Sample size significantly impacts spread metrics:

• Small samples (n < 30):
  • Spread metrics are less stable and reliable
  • Outliers have disproportionate impact
  • Use IQR rather than standard deviation
• Medium samples (30 ≤ n < 100):
  • Standard deviation becomes more reliable
  • Central Limit Theorem begins to apply
  • Confidence intervals for spread metrics narrow
• Large samples (n ≥ 100):
  • Spread metrics become very stable
  • Standard deviation approaches population value
  • Can detect smaller differences between groups

Rule of Thumb: For normally distributed data, your sample standard deviation will typically be within 10% of the population standard deviation when n ≥ 100.

Can data spread metrics be negative? What does zero mean?

Spread metrics are always non-negative:

• Range: Always ≥ 0 (minimum possible when all values are identical)
• Variance: Always ≥ 0 (zero only when all values are identical)
• Standard Deviation: Always ≥ 0 (zero only with identical values)
• IQR: Always ≥ 0 (zero only when Q1 = Q3, meaning all middle 50% values are identical)

Interpreting Zero Spread:

• All data points have exactly the same value
• Indicates no variability in your dataset
• In real-world data, this is extremely rare and often suggests measurement error

Note: Coefficient of Variation is undefined when the mean is zero (division by zero), which is why our calculator shows “N/A” in such cases.

How do I calculate data spread for grouped data?

For grouped data (data in class intervals), use these modified formulas:

1. Variance for Grouped Data:

σ² = [Σf(x – x̄)²] / N
where:
f = frequency of each class
x = midpoint of each class
N = total frequency

2. Standard Deviation:

Simply take the square root of the grouped variance.

Step-by-Step Process:

1. Find the midpoint (x) of each class interval
2. Calculate the mean (x̄) using midpoints and frequencies
3. Compute (x – x̄)² for each class
4. Multiply each squared deviation by its frequency
5. Sum all these products and divide by total frequency

Example: For class intervals 0-10, 10-20, 20-30 with frequencies 5, 8, 7:

• Midpoints: 5, 15, 25
• Mean = (5×5 + 8×15 + 7×25)/20 = 15.5
• Variance = [5(5-15.5)² + 8(15-15.5)² + 7(25-15.5)²]/20 = 61.25
• Standard Deviation = √61.25 ≈ 7.82

What’s the relationship between data spread and confidence intervals?

Data spread directly determines the width of confidence intervals:

Key Relationships:

• Standard Error: SE = σ/√n (spread decreases with larger samples)
• 95% Confidence Interval: x̄ ± 1.96×SE (for normal distribution)
• Margin of Error: 1.96×SE (directly proportional to standard deviation)

Practical Implications:

• Higher spread (larger σ) → Wider confidence intervals → Less precise estimates
• Larger sample size (n) → Narrower confidence intervals → More precise estimates
• For a given confidence level, the interval width is directly proportional to the standard deviation

Example: With σ=10 and n=100:

• SE = 10/√100 = 1
• 95% CI = x̄ ± 1.96 (half-width = 1.96)
• If σ increases to 15, half-width becomes 2.94 (50% wider)

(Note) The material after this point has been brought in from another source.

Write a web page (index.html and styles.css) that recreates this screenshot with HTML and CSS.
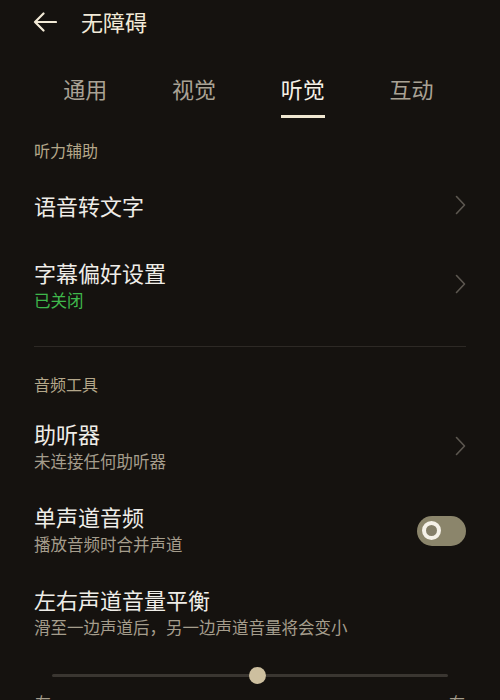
FILE: index.html
```html
<!DOCTYPE html>
<html lang="zh-CN">
<head>
<meta charset="utf-8">
<title>无障碍</title>
<link rel="stylesheet" href="styles.css">
</head>
<body>
<div class="screen">
  <header class="topbar">
    <svg class="back" width="24" height="20" viewBox="0 0 24 20">
      <path d="M23 10 H2 M10.5 1.5 L2 10 L10.5 18.5" fill="none" stroke="#f1e9d6" stroke-width="2.2" stroke-linecap="round" stroke-linejoin="round"/>
    </svg>
    <span class="page-title">无障碍</span>
  </header>

  <nav class="tabs">
    <div class="tab"><span class="tab-label">通用</span></div>
    <div class="tab"><span class="tab-label">视觉</span></div>
    <div class="tab active"><span class="tab-label">听觉</span></div>
    <div class="tab"><span class="tab-label">互动</span></div>
  </nav>

  <section class="group">
    <div class="group-title">听力辅助</div>
    <div class="row single">
      <div class="row-text"><div class="row-title">语音转文字</div></div>
      <svg class="chev" width="11" height="20" viewBox="0 0 11 20"><path d="M1.5 1.5 L9.5 10 L1.5 18.5" fill="none" stroke="#5c5750" stroke-width="1.6" stroke-linecap="round" stroke-linejoin="round"/></svg>
    </div>
    <div class="row">
      <div class="row-text">
        <div class="row-title">字幕偏好设置</div>
        <div class="row-sub green">已关闭</div>
      </div>
      <svg class="chev" width="11" height="20" viewBox="0 0 11 20"><path d="M1.5 1.5 L9.5 10 L1.5 18.5" fill="none" stroke="#5c5750" stroke-width="1.6" stroke-linecap="round" stroke-linejoin="round"/></svg>
    </div>
  </section>

  <div class="divider"></div>

  <section class="group">
    <div class="group-title">音频工具</div>
    <div class="row">
      <div class="row-text">
        <div class="row-title">助听器</div>
        <div class="row-sub">未连接任何助听器</div>
      </div>
      <svg class="chev" width="11" height="20" viewBox="0 0 11 20"><path d="M1.5 1.5 L9.5 10 L1.5 18.5" fill="none" stroke="#5c5750" stroke-width="1.6" stroke-linecap="round" stroke-linejoin="round"/></svg>
    </div>
    <div class="row">
      <div class="row-text">
        <div class="row-title">单声道音频</div>
        <div class="row-sub">播放音频时合并声道</div>
      </div>
      <div class="switch"><div class="knob"></div></div>
    </div>
    <div class="row">
      <div class="row-text">
        <div class="row-title">左右声道音量平衡</div>
        <div class="row-sub">滑至一边声道后，另一边声道音量将会变小</div>
      </div>
    </div>
    <div class="slider">
      <div class="track"></div>
      <div class="thumb" style="left: 52%;"></div>
    </div>
    <div class="slider-labels">
      <span>左</span>
      <span>右</span>
    </div>
  </section>
</div>
</body>
</html>
```

FILE: styles.css
```css
* { box-sizing: border-box; }

html, body {
  margin: 0;
  padding: 0;
  background: #15120f;
}

body {
  font-family: "Noto Sans CJK SC", "Noto Sans", sans-serif;
  color: #eeece6;
}

.screen {
  width: 500px;
  height: 700px;
  overflow: hidden;
  background: #15120f;
}

.topbar {
  height: 46px;
  display: flex;
  align-items: center;
  padding: 0 0 4px 33px;
}

.back {
  display: block;
  flex: none;
  margin-top: 2px;
}

.page-title {
  margin-left: 24px;
  font-size: 22px;
  line-height: 30px;
  color: #f2ead8;
}

.tabs {
  display: flex;
  margin-top: 27px;
  padding: 0 34px 0 31px;
}

.tab {
  flex: 1;
  display: flex;
  justify-content: center;
}

.tab-label {
  font-size: 22px;
  line-height: 30px;
  color: #a9a295;
  padding-bottom: 12px;
  border-bottom: 3px solid transparent;
}

.tab.active .tab-label {
  color: #f5f1e7;
  border-bottom-color: #efe6d0;
}

.group {
  padding: 0 34px;
}

.group-title {
  font-size: 16px;
  line-height: 22px;
  color: #b4a78a;
  margin-top: 21px;
  margin-bottom: 9.5px;
}

.row {
  display: flex;
  align-items: center;
  justify-content: space-between;
  padding: 14px 0;
}

.row.single {
  min-height: 72px;
  padding: 14px 0 18px;
}

.row-text {
  display: flex;
  flex-direction: column;
}

.row-title {
  font-size: 22px;
  line-height: 30px;
  color: #efede8;
}

.row-sub {
  margin-top: 1px;
  font-size: 16.5px;
  line-height: 24px;
  color: #a59d8c;
}

.row-sub.green {
  color: #3fb84c;
}

.chev {
  display: block;
  flex: none;
  margin-right: 0;
}

.divider {
  height: 1px;
  background: #2d2925;
  margin: 20px 34px 26px;
}

.switch {
  flex: none;
  width: 49px;
  height: 30px;
  border-radius: 15px;
  background: #8b856b;
  display: flex;
  align-items: center;
  padding-left: 5px;
  margin-top: 4px;
}

.knob {
  width: 19px;
  height: 19px;
  border-radius: 50%;
  border: 4.5px solid #f5f1e8;
  background: #857f69;
}

.slider {
  position: relative;
  height: 32px;
  margin: 6px 18px 0;
  display: flex;
  align-items: center;
}

.track {
  flex: 1;
  height: 3px;
  border-radius: 2px;
  background: #3a3631;
}

.thumb {
  position: absolute;
  top: 50%;
  width: 17px;
  height: 17px;
  margin: -8.5px 0 0 -8.5px;
  border-radius: 50%;
  background: #cdbf9f;
}

.slider-labels {
  display: flex;
  justify-content: space-between;
  font-size: 16px;
  line-height: 22px;
  color: #a59d8c;
  padding: 0 1px;
}
```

Pro Tip: To halve your confidence interval width, you need to either:

• Reduce standard deviation by 50% (often impossible), or
• Increase sample size by 4× (more practical solution)

How can I reduce the spread in my data?

Reducing data spread (increasing consistency) depends on your specific context:

General Strategies:

• Improve Measurement:
  • Use more precise instruments
  • Standardize measurement procedures
  • Train data collectors thoroughly
• Control Variables:
  • Identify and minimize sources of variability
  • Use consistent materials/conditions
  • Implement quality control processes
• Increase Sample Homogeneity:
  • Narrow your inclusion criteria
  • Stratify by relevant factors
  • Remove outliers (with justification)
• Statistical Techniques:
  • Use transformations (log, square root) for right-skewed data
  • Apply weighting to reduce outlier influence
  • Consider robust statistics (median, IQR)

Context-Specific Examples:

• Manufacturing: Implement Six Sigma processes to reduce product variation
• Education: Standardize testing conditions and grading criteria
• Finance: Diversify portfolio to reduce volatility (spread of returns)
• Healthcare: Use standardized protocols to reduce treatment outcome variability

Warning: Artificially reducing spread by excluding valid data points can lead to biased results. Always document and justify any data exclusion.